— START OF Supplied entries —

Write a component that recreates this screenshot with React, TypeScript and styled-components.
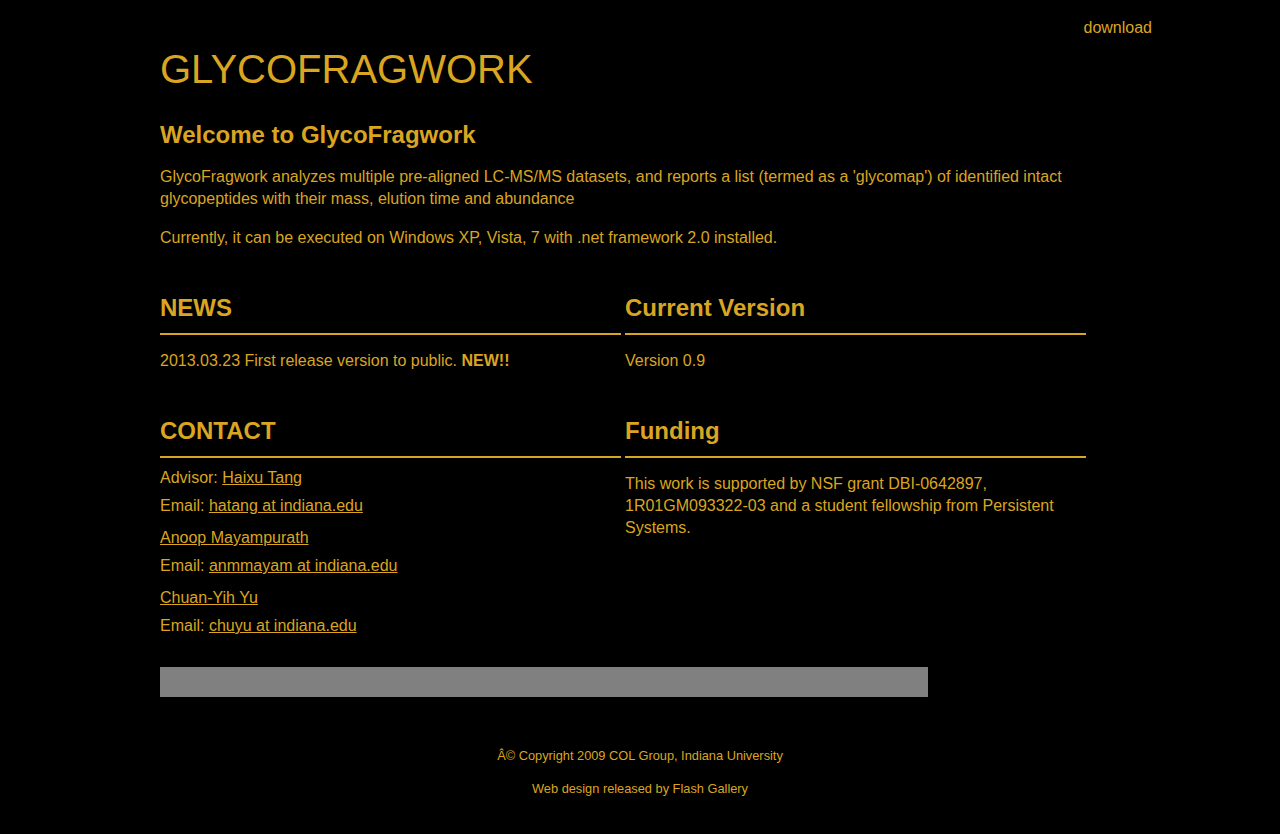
import React from 'react';
import styled, { createGlobalStyle } from 'styled-components';

const GOLD = '#daa520';

const GlobalStyle = createGlobalStyle`
  html, body {
    margin: 0;
    padding: 0;
    background: #000;
  }
  body {
    font-family: "Liberation Sans", Arial, Helvetica, sans-serif;
    color: ${GOLD};
  }
`;

const TopBar = styled.div`
  width: 1024px;
  margin: 0 auto;
  padding-top: 19px;
  text-align: right;
  font-size: 16px;
  line-height: 18px;
`;

const PlainLink = styled.a`
  color: ${GOLD};
  text-decoration: none;
`;

const Wrapper = styled.div`
  width: 960px;
  margin: 0 auto;
`;

const Title = styled.h1`
  margin: 8px 0 0;
  font-size: 40px;
  line-height: 48px;
  font-weight: normal;
`;

const Welcome = styled.h2`
  margin: 28px 0 0;
  font-size: 24px;
  line-height: 28px;
  font-weight: bold;
`;

const Para = styled.p`
  margin: 17px 0 0;
  width: 926px;
  font-size: 16px;
  line-height: 22px;
`;

const Columns = styled.div<{ $top: number }>`
  display: grid;
  grid-template-columns: 461px 461px;
  column-gap: 4px;
  margin-top: ${(p) => p.$top}px;
  width: 926px;
`;

const Section = styled.section``;

const SectionTitle = styled.h3`
  margin: 0;
  padding-bottom: 11px;
  border-bottom: 2px solid ${GOLD};
  font-size: 24px;
  line-height: 28px;
  font-weight: bold;
`;

const Body = styled.div`
  margin-top: 15px;
  font-size: 16px;
  line-height: 22px;
`;

const ContactList = styled.div`
  margin-top: 6px;
  display: flex;
  flex-direction: column;
  gap: 4px;
`;

const ContactGroup = styled.div`
  font-size: 16px;
  line-height: 28px;
`;

const Line = styled.div``;

const Link = styled.a`
  color: ${GOLD};
  text-decoration: underline;
`;

const GreyBar = styled.div`
  margin-top: 27px;
  width: 768px;
  height: 30px;
  background: #808080;
`;

const Footer = styled.footer`
  margin-top: 52px;
  padding-bottom: 40px;
  text-align: center;
  font-size: 12.8px;
  line-height: 14px;
  display: flex;
  flex-direction: column;
  gap: 19px;
`;

const contacts = [
  { label: 'Advisor: ', name: 'Haixu Tang', email: 'hatang at indiana.edu' },
  { label: '', name: 'Anoop Mayampurath', email: 'anmmayam at indiana.edu' },
  { label: '', name: 'Chuan-Yih Yu', email: 'chuyu at indiana.edu' },
];

const App: React.FC = () => {
  return (
    <>
      <GlobalStyle />
      <TopBar>
        <PlainLink href="#">download</PlainLink>
      </TopBar>
      <Wrapper>
        <Title>GLYCOFRAGWORK</Title>
        <Welcome>Welcome to GlycoFragwork</Welcome>
        <Para>
          GlycoFragwork analyzes multiple pre-aligned LC-MS/MS datasets, and reports a list (termed as a
          'glycomap') of identified intact glycopeptides with their mass, elution time and abundance
        </Para>
        <Para>Currently, it can be executed on Windows XP, Vista, 7 with .net framework 2.0 installed.</Para>

        <Columns $top={45}>
          <Section>
            <SectionTitle>NEWS</SectionTitle>
            <Body>
              2013.03.23 First release version to public. <b>NEW!!</b>
            </Body>
          </Section>
          <Section>
            <SectionTitle>Current Version</SectionTitle>
            <Body>Version 0.9</Body>
          </Section>
        </Columns>

        <Columns $top={45}>
          <Section>
            <SectionTitle>CONTACT</SectionTitle>
            <ContactList>
              {contacts.map((c) => (
                <ContactGroup key={c.name}>
                  <Line>
                    {c.label}
                    <Link href="#">{c.name}</Link>
                  </Line>
                  <Line>
                    Email: <Link href="#">{c.email}</Link>
                  </Line>
                </ContactGroup>
              ))}
            </ContactList>
          </Section>
          <Section>
            <SectionTitle>Funding</SectionTitle>
            <Body>
              This work is supported by NSF grant DBI-0642897, 1R01GM093322-03 and a student fellowship from
              Persistent Systems.
            </Body>
          </Section>
        </Columns>

        <GreyBar />
      </Wrapper>
      <Footer>
        <div>Â© Copyright 2009 COL Group, Indiana University</div>
        <div>Web design released by Flash Gallery</div>
      </Footer>
    </>
  );
};

export default App;
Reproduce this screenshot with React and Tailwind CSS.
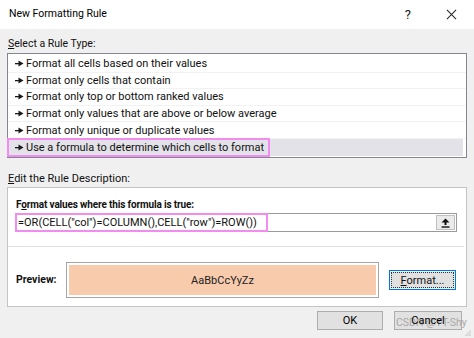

— END OF Supplied entries —

* [Goal of the exercise]: Make an exact copy of all the material, but keep the pictures out of it.

* [Written answer]:
Write a component that recreates this screenshot with React, TypeScript and styled-components.
import React from 'react';
import styled, { createGlobalStyle } from 'styled-components';

const GOLD = '#daa520';

const GlobalStyle = createGlobalStyle`
  html, body {
    margin: 0;
    padding: 0;
    background: #000;
  }
  body {
    font-family: "Liberation Sans", Arial, Helvetica, sans-serif;
    color: ${GOLD};
  }
`;

const TopBar = styled.div`
  width: 1024px;
  margin: 0 auto;
  padding-top: 19px;
  text-align: right;
  font-size: 16px;
  line-height: 18px;
`;

const PlainLink = styled.a`
  color: ${GOLD};
  text-decoration: none;
`;

const Wrapper = styled.div`
  width: 960px;
  margin: 0 auto;
`;

const Title = styled.h1`
  margin: 8px 0 0;
  font-size: 40px;
  line-height: 48px;
  font-weight: normal;
`;

const Welcome = styled.h2`
  margin: 28px 0 0;
  font-size: 24px;
  line-height: 28px;
  font-weight: bold;
`;

const Para = styled.p`
  margin: 17px 0 0;
  width: 926px;
  font-size: 16px;
  line-height: 22px;
`;

const Columns = styled.div<{ $top: number }>`
  display: grid;
  grid-template-columns: 461px 461px;
  column-gap: 4px;
  margin-top: ${(p) => p.$top}px;
  width: 926px;
`;

const Section = styled.section``;

const SectionTitle = styled.h3`
  margin: 0;
  padding-bottom: 11px;
  border-bottom: 2px solid ${GOLD};
  font-size: 24px;
  line-height: 28px;
  font-weight: bold;
`;

const Body = styled.div`
  margin-top: 15px;
  font-size: 16px;
  line-height: 22px;
`;

const ContactList = styled.div`
  margin-top: 6px;
  display: flex;
  flex-direction: column;
  gap: 4px;
`;

const ContactGroup = styled.div`
  font-size: 16px;
  line-height: 28px;
`;

const Line = styled.div``;

const Link = styled.a`
  color: ${GOLD};
  text-decoration: underline;
`;

const GreyBar = styled.div`
  margin-top: 27px;
  width: 768px;
  height: 30px;
  background: #808080;
`;

const Footer = styled.footer`
  margin-top: 52px;
  padding-bottom: 40px;
  text-align: center;
  font-size: 12.8px;
  line-height: 14px;
  display: flex;
  flex-direction: column;
  gap: 19px;
`;

const contacts = [
  { label: 'Advisor: ', name: 'Haixu Tang', email: 'hatang at indiana.edu' },
  { label: '', name: 'Anoop Mayampurath', email: 'anmmayam at indiana.edu' },
  { label: '', name: 'Chuan-Yih Yu', email: 'chuyu at indiana.edu' },
];

const App: React.FC = () => {
  return (
    <>
      <GlobalStyle />
      <TopBar>
        <PlainLink href="#">download</PlainLink>
      </TopBar>
      <Wrapper>
        <Title>GLYCOFRAGWORK</Title>
        <Welcome>Welcome to GlycoFragwork</Welcome>
        <Para>
          GlycoFragwork analyzes multiple pre-aligned LC-MS/MS datasets, and reports a list (termed as a
          'glycomap') of identified intact glycopeptides with their mass, elution time and abundance
        </Para>
        <Para>Currently, it can be executed on Windows XP, Vista, 7 with .net framework 2.0 installed.</Para>

        <Columns $top={45}>
          <Section>
            <SectionTitle>NEWS</SectionTitle>
            <Body>
              2013.03.23 First release version to public. <b>NEW!!</b>
            </Body>
          </Section>
          <Section>
            <SectionTitle>Current Version</SectionTitle>
            <Body>Version 0.9</Body>
          </Section>
        </Columns>

        <Columns $top={45}>
          <Section>
            <SectionTitle>CONTACT</SectionTitle>
            <ContactList>
              {contacts.map((c) => (
                <ContactGroup key={c.name}>
                  <Line>
                    {c.label}
                    <Link href="#">{c.name}</Link>
                  </Line>
                  <Line>
                    Email: <Link href="#">{c.email}</Link>
                  </Line>
                </ContactGroup>
              ))}
            </ContactList>
          </Section>
          <Section>
            <SectionTitle>Funding</SectionTitle>
            <Body>
              This work is supported by NSF grant DBI-0642897, 1R01GM093322-03 and a student fellowship from
              Persistent Systems.
            </Body>
          </Section>
        </Columns>

        <GreyBar />
      </Wrapper>
      <Footer>
        <div>Â© Copyright 2009 COL Group, Indiana University</div>
        <div>Web design released by Flash Gallery</div>
      </Footer>
    </>
  );
};

export default App;
Reproduce this screenshot with React and Tailwind CSS.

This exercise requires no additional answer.